### Items
'''
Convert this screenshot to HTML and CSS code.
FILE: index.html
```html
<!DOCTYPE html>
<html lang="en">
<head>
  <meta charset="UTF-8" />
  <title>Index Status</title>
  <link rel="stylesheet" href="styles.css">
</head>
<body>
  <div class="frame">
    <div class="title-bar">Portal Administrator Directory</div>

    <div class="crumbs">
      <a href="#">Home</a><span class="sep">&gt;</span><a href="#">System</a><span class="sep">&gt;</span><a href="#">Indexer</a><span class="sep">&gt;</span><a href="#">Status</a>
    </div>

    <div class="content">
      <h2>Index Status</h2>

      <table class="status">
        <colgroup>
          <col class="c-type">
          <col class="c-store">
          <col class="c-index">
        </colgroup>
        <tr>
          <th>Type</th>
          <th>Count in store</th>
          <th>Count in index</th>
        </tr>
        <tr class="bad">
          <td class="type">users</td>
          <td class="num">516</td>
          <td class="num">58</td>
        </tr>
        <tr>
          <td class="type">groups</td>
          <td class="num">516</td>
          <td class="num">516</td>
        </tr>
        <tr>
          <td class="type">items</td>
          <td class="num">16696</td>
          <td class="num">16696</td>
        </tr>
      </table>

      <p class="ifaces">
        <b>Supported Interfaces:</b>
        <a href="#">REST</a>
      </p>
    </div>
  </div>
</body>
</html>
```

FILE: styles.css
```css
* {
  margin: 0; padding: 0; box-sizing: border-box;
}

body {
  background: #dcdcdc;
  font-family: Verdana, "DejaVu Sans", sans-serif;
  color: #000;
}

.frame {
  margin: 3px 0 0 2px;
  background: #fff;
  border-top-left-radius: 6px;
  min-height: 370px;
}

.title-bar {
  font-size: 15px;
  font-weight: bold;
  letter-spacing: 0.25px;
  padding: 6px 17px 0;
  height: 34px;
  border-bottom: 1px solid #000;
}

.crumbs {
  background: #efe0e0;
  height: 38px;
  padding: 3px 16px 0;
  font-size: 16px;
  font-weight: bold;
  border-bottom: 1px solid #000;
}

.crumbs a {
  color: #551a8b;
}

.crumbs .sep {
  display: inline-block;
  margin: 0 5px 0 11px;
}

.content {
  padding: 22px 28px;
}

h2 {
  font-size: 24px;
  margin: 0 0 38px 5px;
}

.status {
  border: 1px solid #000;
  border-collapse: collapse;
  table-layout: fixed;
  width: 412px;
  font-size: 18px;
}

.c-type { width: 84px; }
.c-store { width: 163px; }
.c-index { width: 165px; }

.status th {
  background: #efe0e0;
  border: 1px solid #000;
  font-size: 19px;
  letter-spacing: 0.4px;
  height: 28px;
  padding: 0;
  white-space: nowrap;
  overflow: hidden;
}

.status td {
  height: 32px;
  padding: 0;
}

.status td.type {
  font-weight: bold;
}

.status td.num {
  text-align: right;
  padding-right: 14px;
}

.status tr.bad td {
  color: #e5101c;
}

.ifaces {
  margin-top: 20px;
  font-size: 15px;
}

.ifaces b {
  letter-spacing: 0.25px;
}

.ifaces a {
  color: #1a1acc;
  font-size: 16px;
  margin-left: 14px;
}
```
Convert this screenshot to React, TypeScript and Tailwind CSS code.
'''
### The task
Identify and copy the lines holding the word "code".

### Reply to the exercise
Convert this screenshot to HTML and CSS code.
Convert this screenshot to React, TypeScript and Tailwind CSS code.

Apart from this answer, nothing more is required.